The past 2 weeks I have been out of it.
There. I said it.
Isolated. Self-absorbed. Self-centered. Self-pitying.
For absolutely no reason that I know of. No reason!
So, what do I do about it? I beat myself up for it. I tell myself that I am not worthy of your friendship. That makes it easier for me to isolate. When I can isolate, my life can be all about me. I don't need to include you. When I don't include you, I can feel sorry for myself for being alone. And it goes on and on and on.
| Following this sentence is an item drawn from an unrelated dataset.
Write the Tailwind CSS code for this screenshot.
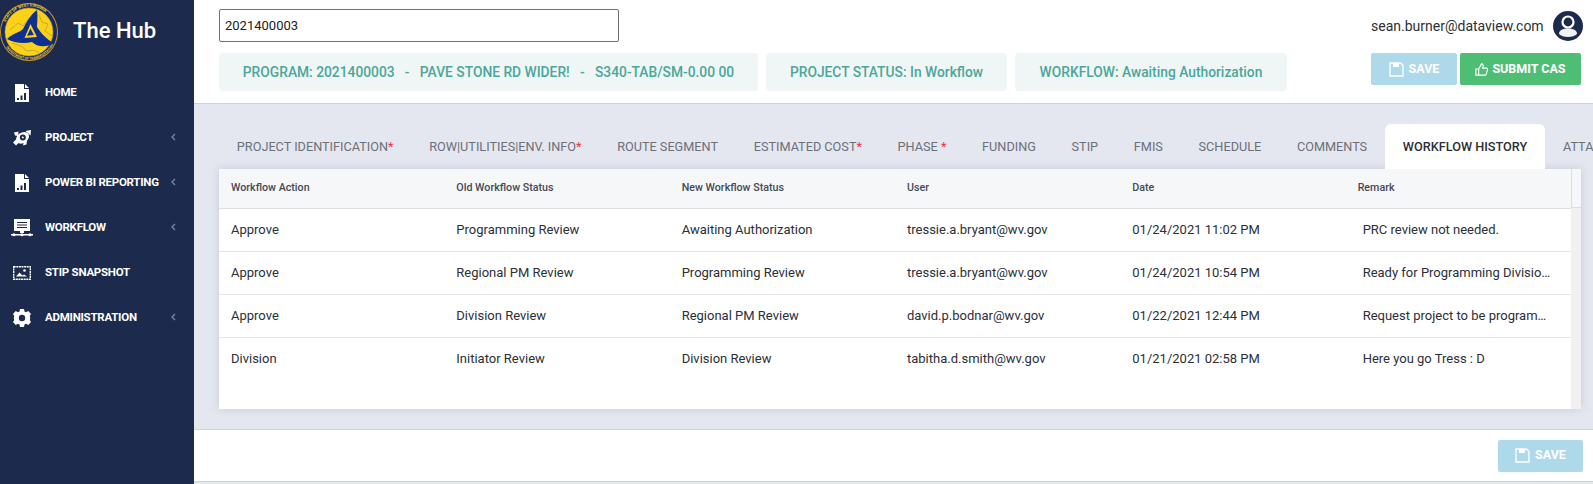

And because my self-esteem is near an all-time low, I feel stupid. I can't think right. I can't do things that are normally easy. I have been trying to write this meme about 6 Weird Things About Me for almost 2 days and I can't even do that! LOL Lord knows that there are 600 Weird Things About Me, yet I can't think of them.
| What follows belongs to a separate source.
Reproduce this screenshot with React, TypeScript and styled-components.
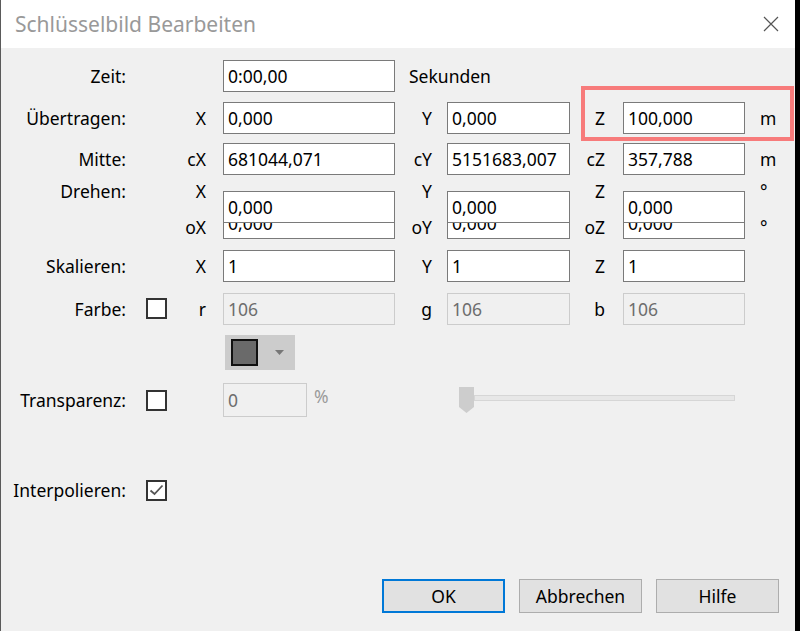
import React from 'react';
import styled, { createGlobalStyle } from 'styled-components';

const GlobalStyle = createGlobalStyle`
  html, body {
    margin: 0;
    padding: 0;
    background: #000;
  }
  body {
    font-family: 'Noto Sans', 'Open Sans', sans-serif;
    font-size: 17.5px;
    color: #000;
  }
`;

const Screen = styled.div`
  display: flex;
  width: 800px;
  height: 631px;
  background: #000;
`;

const Dialog = styled.div`
  width: 794px;
  display: flex;
  flex-direction: column;
  background: #f0f0f0;
  border-left: 1px solid #5a5a5a;
`;

const TitleBar = styled.div`
  height: 48px;
  flex-shrink: 0;
  background: #fff;
  display: flex;
  align-items: center;
  justify-content: space-between;
  padding: 0 16px 0 14px;
`;

const Title = styled.span`
  font-size: 21px;
  color: #999;
`;

const Body = styled.div`
  flex: 1;
  display: flex;
  flex-direction: column;
  padding: 12px 0 18px;
`;

const Row = styled.div<{ $gap?: number; $h?: number }>`
  position: relative;
  display: grid;
  grid-template-columns: 125px 20px 20px 57px 172px 52px 123px 53px 122px 1fr;
  align-items: center;
  height: ${p => p.$h ?? 32}px;
  margin-top: ${p => p.$gap ?? 0}px;
`;

const RotRows = styled(Row)`
  grid-template-rows: 24px 12px 24px;
  height: 60px;
`;

const Label = styled.span<{ $row?: string }>`
  grid-column: 1;
  grid-row: ${p => p.$row ?? 'auto'};
  text-align: right;
  white-space: nowrap;
`;

const Axis = styled.span<{ $col: number; $pad: number; $row?: string }>`
  grid-column: ${p => p.$col};
  grid-row: ${p => p.$row ?? 'auto'};
  text-align: right;
  padding-right: ${p => p.$pad}px;
`;

const Unit = styled.span<{ $row?: string }>`
  grid-column: 10;
  grid-row: ${p => p.$row ?? 'auto'};
  padding-left: 15px;
`;

const Note = styled.span`
  grid-column: 6 / 9;
  padding-left: 14px;
`;

const Field = styled.input<{ $col?: number; $disabled?: boolean }>`
  grid-column: ${p => p.$col ?? 'auto'};
  box-sizing: border-box;
  width: 100%;
  height: 32px;
  margin: 0;
  padding: 0 4px;
  font-family: inherit;
  font-size: 17.5px;
  color: ${p => (p.$disabled ? '#6d6d6d' : '#000')};
  background: ${p => (p.$disabled ? '#f0f0f0' : '#fff')};
  border: 1px solid ${p => (p.$disabled ? '#cccccc' : '#7a7a7a')};
  outline: none;
`;

const Stack = styled.div<{ $col: number }>`
  grid-column: ${p => p.$col};
  grid-row: 1 / 4;
  align-self: end;
  display: grid;
  height: 48px;

  & > * {
    grid-area: 1 / 1;
  }
  & > :first-child {
    align-self: end;
  }
  & > :last-child {
    align-self: start;
  }
`;

const Check = styled.span`
  grid-column: 3;
  box-sizing: border-box;
  width: 21px;
  height: 21px;
  border: 2px solid #333;
  background: #fff;
  display: flex;
  align-items: center;
  justify-content: center;
`;

const Highlight = styled.div`
  position: absolute;
  left: 580px;
  top: -16px;
  width: 213px;
  height: 55px;
  box-sizing: border-box;
  border: 4px solid #f77b7b;
  pointer-events: none;
`;

const ColorButton = styled.div`
  grid-column: 5;
  margin-left: 2px;
  width: 70px;
  height: 35px;
  background: #cccccc;
  display: flex;
  align-items: center;
  padding-left: 6px;
  box-sizing: border-box;
  gap: 17px;
`;

const Swatch = styled.span`
  width: 27px;
  height: 27px;
  box-sizing: border-box;
  border: 2px solid #111;
  background: #6a6a6a;
`;

const PercentCell = styled.div`
  grid-column: 5 / 7;
  display: flex;
  align-items: center;
  gap: 7px;

  & > input {
    width: 84px;
    height: 34px;
  }
`;

const Percent = styled.span`
  color: #9a9a9a;
  align-self: flex-start;
  margin-top: 1px;
`;

const Slider = styled.div`
  grid-column: 7 / 10;
  margin-left: 12px;
  display: flex;
  align-items: center;
  width: 276px;
  height: 26px;
`;

const Track = styled.div`
  flex: 1;
  height: 6px;
  margin-top: -4px;
  background: #e7e7e7;
  border: 1px solid #d6d6d6;
  box-sizing: border-box;
`;

const Buttons = styled.div`
  margin-top: auto;
  display: flex;
  justify-content: flex-end;
  gap: 14px;
  padding-right: 16px;
`;

const Button = styled.button<{ $default?: boolean }>`
  width: 123px;
  height: 34px;
  box-sizing: border-box;
  background: #e1e1e1;
  border: ${p => (p.$default ? '2px solid #0078d7' : '1px solid #adadad')};
  font-family: inherit;
  font-size: 17.5px;
  color: #000;
  padding: 0;
`;

const CloseIcon = () => (
  <svg width="16" height="16" viewBox="0 0 16 16">
    <path d="M1 1 L15 15 M15 1 L1 15" stroke="#555" strokeWidth="1.2" fill="none" />
  </svg>
);

const Tick = () => (
  <svg width="15" height="12" viewBox="0 0 15 12">
    <path d="M1.5 6.5 L5.5 10 L13.5 1.5" stroke="#555" strokeWidth="1.8" fill="none" />
  </svg>
);

const Thumb = () => (
  <svg width="15" height="26" viewBox="0 0 15 26">
    <path d="M0 0 H15 V20 L7.5 26 L0 20 Z" fill="#cdcdcd" />
  </svg>
);

export default function App() {
  return (
    <Screen>
      <GlobalStyle />
      <Dialog>
        <TitleBar>
          <Title>Schlüsselbild Bearbeiten</Title>
          <CloseIcon />
        </TitleBar>
        <Body>
          <Row>
            <Label>Zeit:</Label>
            <Field $col={5} readOnly value="0:00,00" />
            <Note>Sekunden</Note>
          </Row>

          <Row $gap={10}>
            <Label>Übertragen:</Label>
            <Axis $col={4} $pad={17}>X</Axis>
            <Field $col={5} readOnly value="0,000" />
            <Axis $col={6} $pad={15}>Y</Axis>
            <Field $col={7} readOnly value="0,000" />
            <Axis $col={8} $pad={18}>Z</Axis>
            <Field $col={9} readOnly value="100,000" />
            <Unit>m</Unit>
            <Highlight />
          </Row>

          <Row $gap={9}>
            <Label>Mitte:</Label>
            <Axis $col={4} $pad={17}>cX</Axis>
            <Field $col={5} readOnly value="681044,071" />
            <Axis $col={6} $pad={15}>cY</Axis>
            <Field $col={7} readOnly value="5151683,007" />
            <Axis $col={8} $pad={18}>cZ</Axis>
            <Field $col={9} readOnly value="357,788" />
            <Unit>m</Unit>
          </Row>

          <RotRows $gap={4}>
            <Label $row="1">Drehen:</Label>
            <Axis $col={4} $pad={17} $row="1">X</Axis>
            <Axis $col={4} $pad={17} $row="3">oX</Axis>
            <Stack $col={5}>
              <Field readOnly value="0,000" />
              <Field readOnly value="0,000" />
            </Stack>
            <Axis $col={6} $pad={15} $row="1">Y</Axis>
            <Axis $col={6} $pad={15} $row="3">oY</Axis>
            <Stack $col={7}>
              <Field readOnly value="0,000" />
              <Field readOnly value="0,000" />
            </Stack>
            <Axis $col={8} $pad={18} $row="1">Z</Axis>
            <Axis $col={8} $pad={18} $row="3">oZ</Axis>
            <Stack $col={9}>
              <Field readOnly value="0,000" />
              <Field readOnly value="0,000" />
            </Stack>
            <Unit $row="1">°</Unit>
            <Unit $row="3">°</Unit>
          </RotRows>

          <Row $gap={11}>
            <Label>Skalieren:</Label>
            <Axis $col={4} $pad={17}>X</Axis>
            <Field $col={5} readOnly value="1" />
            <Axis $col={6} $pad={15}>Y</Axis>
            <Field $col={7} readOnly value="1" />
            <Axis $col={8} $pad={18}>Z</Axis>
            <Field $col={9} readOnly value="1" />
          </Row>

          <Row $gap={10} $h={33}>
            <Label>Farbe:</Label>
            <Check />
            <Axis $col={4} $pad={17}>r</Axis>
            <Field $col={5} $disabled readOnly value="106" />
            <Axis $col={6} $pad={15}>g</Axis>
            <Field $col={7} $disabled readOnly value="106" />
            <Axis $col={8} $pad={18}>b</Axis>
            <Field $col={9} $disabled readOnly value="106" />
          </Row>

          <Row $gap={10} $h={35}>
            <ColorButton>
              <Swatch />
              <svg width="9" height="5" viewBox="0 0 9 5">
                <path d="M0 0 H9 L4.5 5 Z" fill="#777" />
              </svg>
            </ColorButton>
          </Row>

          <Row $gap={13} $h={34}>
            <Label>Transparenz:</Label>
            <Check />
            <PercentCell>
              <Field $disabled readOnly value="0" />
              <Percent>%</Percent>
            </PercentCell>
            <Slider>
              <Thumb />
              <Track />
            </Slider>
          </Row>

          <Row $gap={57}>
            <Label>Interpolieren:</Label>
            <Check>
              <Tick />
            </Check>
          </Row>

          <Buttons>
            <Button $default>OK</Button>
            <Button>Abbrechen</Button>
            <Button>Hilfe</Button>
          </Buttons>
        </Body>
      </Dialog>
    </Screen>
  );
}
The one thing I know for sure ... if I don't drink over all of this, It Shall Pass.
So I continue to go to meetings, pray to my Higher Power, read my AA literature and even talk to my sponsor. I chaired a meeting last night with about 100 in attendance. My intended topic was going to be about isolating and I would have told on myself to those listening. However, I asked if anyone had something they needed to bring up for discussion, and a young girl raised her hand. She was dealing with grief issues and thus, the meeting went in that direction. I did not feel a need to control it so that it was about my problems. Whew!
todAAy i AAm grAAteful & thAAnkful
for the reminder that my HP did not bring me this far just to abandon me
that I am not one to give up
that I came out of my closet when I was 20 years old to my family and friends
for the Roy Orbison TV specials on PBS over the weekend
Anger or hatred is like a fisherman's hook. It is very important for us to ensure that we are not caught by it.